L.A. Jefferson appeals from his criminal convictions for one count of homicide by vehicle, reckless driving, in violation of Iowa Code section 707.6A(2)(a) (2019), a class “C” felony; one count of leaving the scene of a serious injury accident in violation of Iowa Code section 321.261(1) and (3), an aggravated misdemeanor; and one count of operating while intoxicated, second offense, in violation of Iowa Code section 321J.2(2)(b), an aggravated misdemeanor. He asserts two issues. First, Jefferson maintains that his constitutional rights were violated when officers failed to give him the Miranda 1 advisory before questioning him outside a bar, and the district court erred by not sustaining his motion to suppress his incriminating statements. Second, he contends he did not voluntarily plead guilty and thus he should have been allowed to withdraw his Alford 2 plea.

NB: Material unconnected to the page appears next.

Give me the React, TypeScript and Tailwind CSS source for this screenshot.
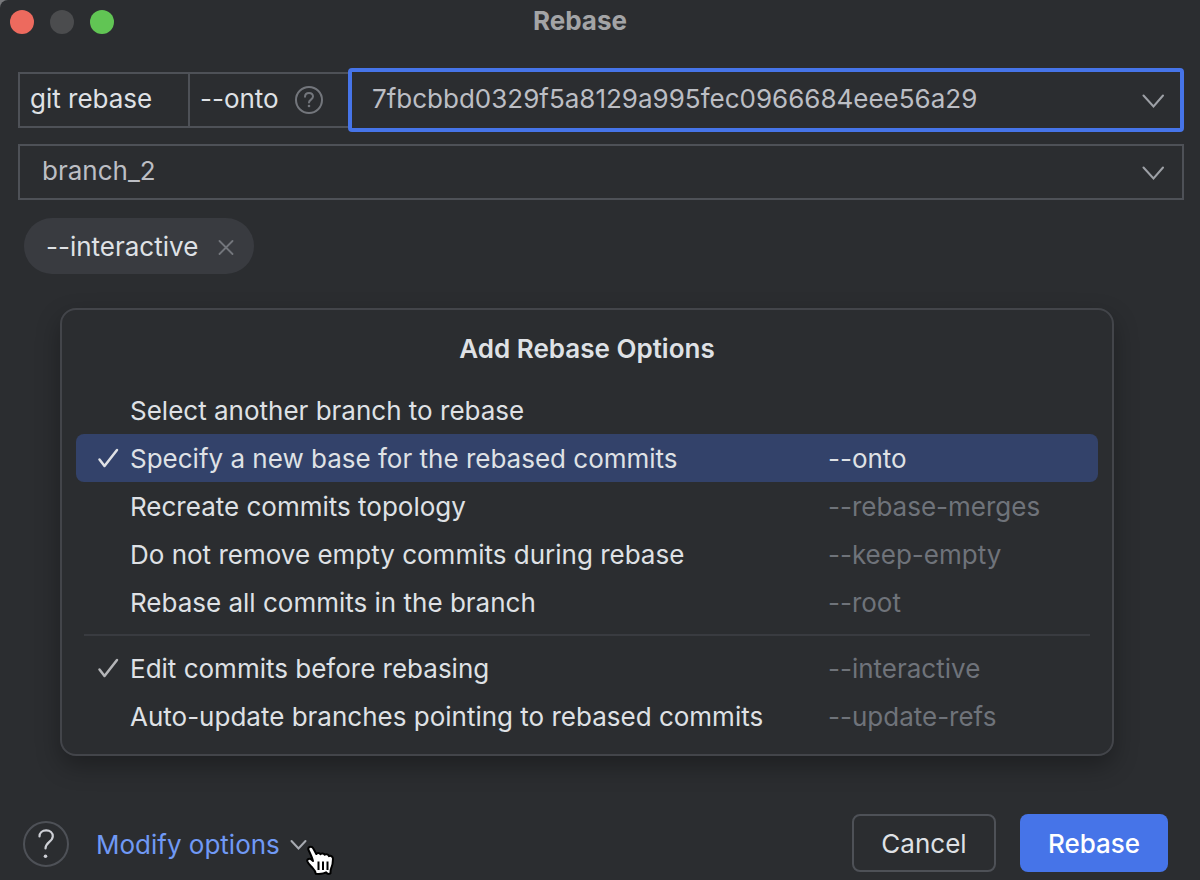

The State argues the district court properly denied Jefferson's motion to suppress as Jefferson was not in custody when he made his admissions and the district court did not abuse its discretion in denying Jefferson's motion to withdraw his plea agreement.
We affirm Jefferson's convictions and sentence as he failed to prove a viable claim under either issue raised. We find Jefferson was not in custody when he was questioned outside the bar, thus Miranda was not implicated. Further, Jefferson's plea was given voluntarily and was not coerced so the district court properly denied his motion to withdraw his plea. We therefore affirm.
I. Background Facts and Proceedings.
On July 23, 2019, around 3:51 p.m., a cyclist was struck and killed by a vehicle in Waterloo. The driver of the vehicle fled the scene. During the investigation into the accident, police learned Jefferson was a suspect and heard he was at a local bar. Around 5:30 p.m., plain-clothes detectives went to the bar to find Jefferson and one of them recorded the following discussion.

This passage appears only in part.